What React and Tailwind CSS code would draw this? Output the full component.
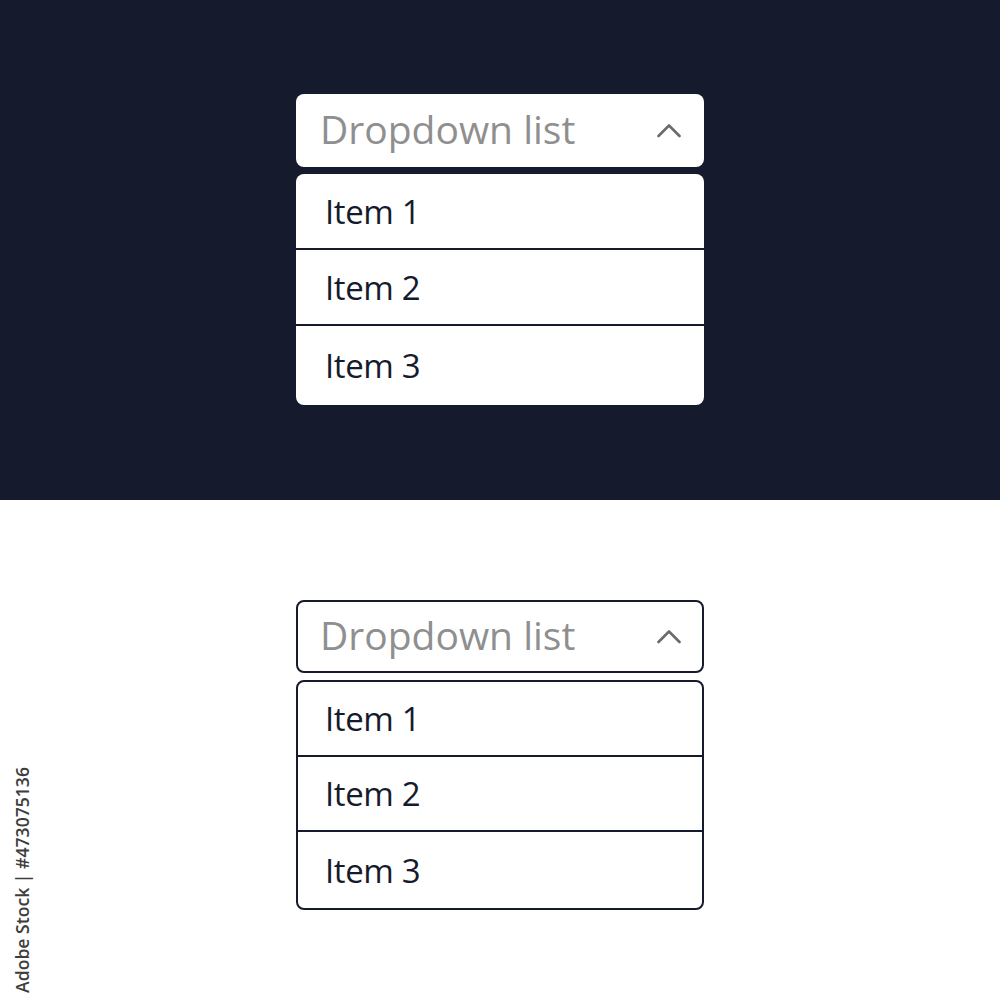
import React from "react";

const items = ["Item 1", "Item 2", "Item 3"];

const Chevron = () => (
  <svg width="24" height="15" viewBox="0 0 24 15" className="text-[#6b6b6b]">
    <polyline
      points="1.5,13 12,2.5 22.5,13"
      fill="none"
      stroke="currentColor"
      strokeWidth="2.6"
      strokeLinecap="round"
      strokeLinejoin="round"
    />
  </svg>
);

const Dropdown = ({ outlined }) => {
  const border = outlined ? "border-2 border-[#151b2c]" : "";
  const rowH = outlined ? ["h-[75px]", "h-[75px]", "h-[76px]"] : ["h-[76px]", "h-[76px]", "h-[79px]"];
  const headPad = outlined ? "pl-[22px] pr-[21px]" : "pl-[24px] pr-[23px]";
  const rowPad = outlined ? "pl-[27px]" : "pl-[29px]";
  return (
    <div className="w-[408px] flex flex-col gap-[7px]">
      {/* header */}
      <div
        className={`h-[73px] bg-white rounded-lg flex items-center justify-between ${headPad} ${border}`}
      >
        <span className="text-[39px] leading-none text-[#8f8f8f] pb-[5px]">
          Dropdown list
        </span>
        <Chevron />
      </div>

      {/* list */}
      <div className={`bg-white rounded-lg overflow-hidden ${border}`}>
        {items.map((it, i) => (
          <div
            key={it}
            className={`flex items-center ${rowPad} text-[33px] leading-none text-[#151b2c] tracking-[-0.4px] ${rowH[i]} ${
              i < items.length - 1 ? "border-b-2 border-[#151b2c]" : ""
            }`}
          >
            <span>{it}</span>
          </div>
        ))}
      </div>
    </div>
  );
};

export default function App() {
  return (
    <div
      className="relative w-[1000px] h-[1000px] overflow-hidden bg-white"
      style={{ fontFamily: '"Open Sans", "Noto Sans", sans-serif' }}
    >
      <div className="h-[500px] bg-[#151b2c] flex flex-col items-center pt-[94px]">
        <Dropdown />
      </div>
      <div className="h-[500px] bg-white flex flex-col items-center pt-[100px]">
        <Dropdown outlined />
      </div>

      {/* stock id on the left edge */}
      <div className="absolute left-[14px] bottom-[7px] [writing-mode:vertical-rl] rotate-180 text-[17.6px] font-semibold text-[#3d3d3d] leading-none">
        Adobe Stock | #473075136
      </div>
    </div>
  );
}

...

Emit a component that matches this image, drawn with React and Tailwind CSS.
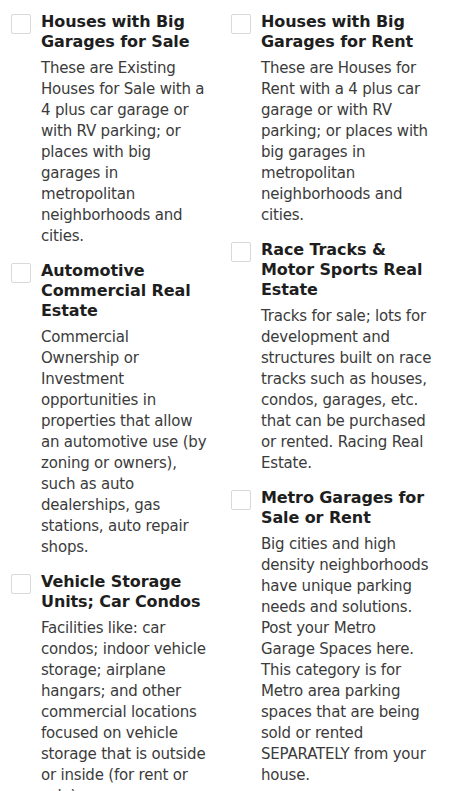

- [What to work on] Gather every line from the listing above in which the word "this" appears.

- [The solution]
What React and Tailwind CSS code would draw this? Output the full component.
Emit a component that matches this image, drawn with React and Tailwind CSS.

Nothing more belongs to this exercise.